Available data

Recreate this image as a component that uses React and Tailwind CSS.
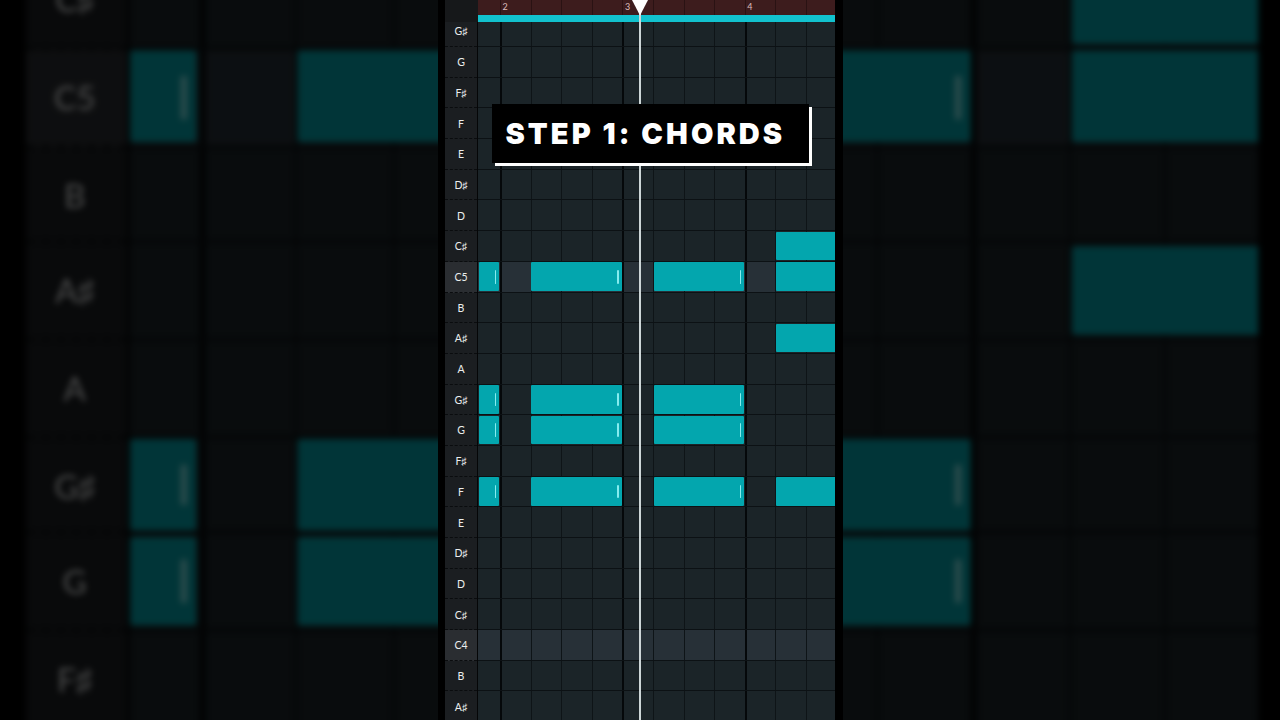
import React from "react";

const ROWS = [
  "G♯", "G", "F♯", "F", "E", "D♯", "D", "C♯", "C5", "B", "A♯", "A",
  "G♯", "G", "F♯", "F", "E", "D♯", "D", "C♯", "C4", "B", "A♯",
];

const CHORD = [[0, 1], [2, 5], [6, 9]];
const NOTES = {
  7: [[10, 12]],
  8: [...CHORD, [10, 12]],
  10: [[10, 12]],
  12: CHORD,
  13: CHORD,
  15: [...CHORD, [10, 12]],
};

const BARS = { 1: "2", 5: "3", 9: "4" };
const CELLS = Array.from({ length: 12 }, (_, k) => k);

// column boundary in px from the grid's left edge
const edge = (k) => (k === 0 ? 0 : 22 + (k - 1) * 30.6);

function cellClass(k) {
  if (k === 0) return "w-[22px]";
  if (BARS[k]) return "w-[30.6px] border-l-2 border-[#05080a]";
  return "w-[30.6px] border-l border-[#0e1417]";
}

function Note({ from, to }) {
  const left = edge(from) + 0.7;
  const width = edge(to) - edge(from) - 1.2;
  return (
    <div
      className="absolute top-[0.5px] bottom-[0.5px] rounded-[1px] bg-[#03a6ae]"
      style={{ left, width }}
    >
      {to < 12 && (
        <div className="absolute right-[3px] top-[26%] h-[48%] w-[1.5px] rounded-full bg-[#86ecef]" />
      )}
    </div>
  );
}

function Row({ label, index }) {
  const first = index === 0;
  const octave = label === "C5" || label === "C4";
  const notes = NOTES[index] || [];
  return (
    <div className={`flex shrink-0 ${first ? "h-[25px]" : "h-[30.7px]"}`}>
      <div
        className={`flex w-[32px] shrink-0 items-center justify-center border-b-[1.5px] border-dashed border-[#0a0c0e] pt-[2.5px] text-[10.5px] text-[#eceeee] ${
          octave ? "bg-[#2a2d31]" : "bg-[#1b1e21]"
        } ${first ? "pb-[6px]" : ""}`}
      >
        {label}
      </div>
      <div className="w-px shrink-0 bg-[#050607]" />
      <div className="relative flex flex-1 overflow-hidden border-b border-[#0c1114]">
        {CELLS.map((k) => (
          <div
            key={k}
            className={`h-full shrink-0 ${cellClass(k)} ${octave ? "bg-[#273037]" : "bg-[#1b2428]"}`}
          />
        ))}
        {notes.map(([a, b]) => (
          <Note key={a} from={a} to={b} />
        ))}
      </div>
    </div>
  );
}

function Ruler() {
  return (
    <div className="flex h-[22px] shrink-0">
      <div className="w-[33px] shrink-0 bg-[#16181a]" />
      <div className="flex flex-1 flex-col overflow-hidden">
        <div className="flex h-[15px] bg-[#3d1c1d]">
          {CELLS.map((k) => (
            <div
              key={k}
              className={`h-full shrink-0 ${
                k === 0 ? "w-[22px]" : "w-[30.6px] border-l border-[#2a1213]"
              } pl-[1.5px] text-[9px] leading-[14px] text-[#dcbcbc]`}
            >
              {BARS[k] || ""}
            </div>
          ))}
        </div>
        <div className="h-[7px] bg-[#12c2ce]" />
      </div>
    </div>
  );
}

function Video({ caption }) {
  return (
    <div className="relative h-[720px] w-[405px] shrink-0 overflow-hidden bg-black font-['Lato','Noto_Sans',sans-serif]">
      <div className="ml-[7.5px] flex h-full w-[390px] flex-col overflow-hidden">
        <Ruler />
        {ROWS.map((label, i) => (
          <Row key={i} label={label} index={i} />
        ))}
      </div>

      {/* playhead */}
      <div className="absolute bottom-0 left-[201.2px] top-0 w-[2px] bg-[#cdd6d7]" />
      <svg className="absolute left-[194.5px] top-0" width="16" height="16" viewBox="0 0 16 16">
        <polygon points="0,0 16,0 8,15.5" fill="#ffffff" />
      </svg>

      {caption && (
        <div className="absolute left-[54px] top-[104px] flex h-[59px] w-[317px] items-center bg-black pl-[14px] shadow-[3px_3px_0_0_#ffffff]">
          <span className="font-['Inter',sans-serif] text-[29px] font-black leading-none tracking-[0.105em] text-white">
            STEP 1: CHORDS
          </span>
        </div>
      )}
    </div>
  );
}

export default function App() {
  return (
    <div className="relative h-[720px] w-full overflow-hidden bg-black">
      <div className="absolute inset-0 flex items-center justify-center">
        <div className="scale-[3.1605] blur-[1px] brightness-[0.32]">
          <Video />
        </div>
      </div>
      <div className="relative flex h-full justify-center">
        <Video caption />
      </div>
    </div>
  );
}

Exercise
Retype each line of the listing above word for word. Exclude the pictures.

Written reply
Recreate this image as a component that uses React and Tailwind CSS.
import React from "react";

const ROWS = [
  "G♯", "G", "F♯", "F", "E", "D♯", "D", "C♯", "C5", "B", "A♯", "A",
  "G♯", "G", "F♯", "F", "E", "D♯", "D", "C♯", "C4", "B", "A♯",
];

const CHORD = [[0, 1], [2, 5], [6, 9]];
const NOTES = {
  7: [[10, 12]],
  8: [...CHORD, [10, 12]],
  10: [[10, 12]],
  12: CHORD,
  13: CHORD,
  15: [...CHORD, [10, 12]],
};

const BARS = { 1: "2", 5: "3", 9: "4" };
const CELLS = Array.from({ length: 12 }, (_, k) => k);

// column boundary in px from the grid's left edge
const edge = (k) => (k === 0 ? 0 : 22 + (k - 1) * 30.6);

function cellClass(k) {
  if (k === 0) return "w-[22px]";
  if (BARS[k]) return "w-[30.6px] border-l-2 border-[#05080a]";
  return "w-[30.6px] border-l border-[#0e1417]";
}

function Note({ from, to }) {
  const left = edge(from) + 0.7;
  const width = edge(to) - edge(from) - 1.2;
  return (
    <div
      className="absolute top-[0.5px] bottom-[0.5px] rounded-[1px] bg-[#03a6ae]"
      style={{ left, width }}
    >
      {to < 12 && (
        <div className="absolute right-[3px] top-[26%] h-[48%] w-[1.5px] rounded-full bg-[#86ecef]" />
      )}
    </div>
  );
}

function Row({ label, index }) {
  const first = index === 0;
  const octave = label === "C5" || label === "C4";
  const notes = NOTES[index] || [];
  return (
    <div className={`flex shrink-0 ${first ? "h-[25px]" : "h-[30.7px]"}`}>
      <div
        className={`flex w-[32px] shrink-0 items-center justify-center border-b-[1.5px] border-dashed border-[#0a0c0e] pt-[2.5px] text-[10.5px] text-[#eceeee] ${
          octave ? "bg-[#2a2d31]" : "bg-[#1b1e21]"
        } ${first ? "pb-[6px]" : ""}`}
      >
        {label}
      </div>
      <div className="w-px shrink-0 bg-[#050607]" />
      <div className="relative flex flex-1 overflow-hidden border-b border-[#0c1114]">
        {CELLS.map((k) => (
          <div
            key={k}
            className={`h-full shrink-0 ${cellClass(k)} ${octave ? "bg-[#273037]" : "bg-[#1b2428]"}`}
          />
        ))}
        {notes.map(([a, b]) => (
          <Note key={a} from={a} to={b} />
        ))}
      </div>
    </div>
  );
}

function Ruler() {
  return (
    <div className="flex h-[22px] shrink-0">
      <div className="w-[33px] shrink-0 bg-[#16181a]" />
      <div className="flex flex-1 flex-col overflow-hidden">
        <div className="flex h-[15px] bg-[#3d1c1d]">
          {CELLS.map((k) => (
            <div
              key={k}
              className={`h-full shrink-0 ${
                k === 0 ? "w-[22px]" : "w-[30.6px] border-l border-[#2a1213]"
              } pl-[1.5px] text-[9px] leading-[14px] text-[#dcbcbc]`}
            >
              {BARS[k] || ""}
            </div>
          ))}
        </div>
        <div className="h-[7px] bg-[#12c2ce]" />
      </div>
    </div>
  );
}

function Video({ caption }) {
  return (
    <div className="relative h-[720px] w-[405px] shrink-0 overflow-hidden bg-black font-['Lato','Noto_Sans',sans-serif]">
      <div className="ml-[7.5px] flex h-full w-[390px] flex-col overflow-hidden">
        <Ruler />
        {ROWS.map((label, i) => (
          <Row key={i} label={label} index={i} />
        ))}
      </div>

      {/* playhead */}
      <div className="absolute bottom-0 left-[201.2px] top-0 w-[2px] bg-[#cdd6d7]" />
      <svg className="absolute left-[194.5px] top-0" width="16" height="16" viewBox="0 0 16 16">
        <polygon points="0,0 16,0 8,15.5" fill="#ffffff" />
      </svg>

      {caption && (
        <div className="absolute left-[54px] top-[104px] flex h-[59px] w-[317px] items-center bg-black pl-[14px] shadow-[3px_3px_0_0_#ffffff]">
          <span className="font-['Inter',sans-serif] text-[29px] font-black leading-none tracking-[0.105em] text-white">
            STEP 1: CHORDS
          </span>
        </div>
      )}
    </div>
  );
}

export default function App() {
  return (
    <div className="relative h-[720px] w-full overflow-hidden bg-black">
      <div className="absolute inset-0 flex items-center justify-center">
        <div className="scale-[3.1605] blur-[1px] brightness-[0.32]">
          <Video />
        </div>
      </div>
      <div className="relative flex h-full justify-center">
        <Video caption />
      </div>
    </div>
  );
}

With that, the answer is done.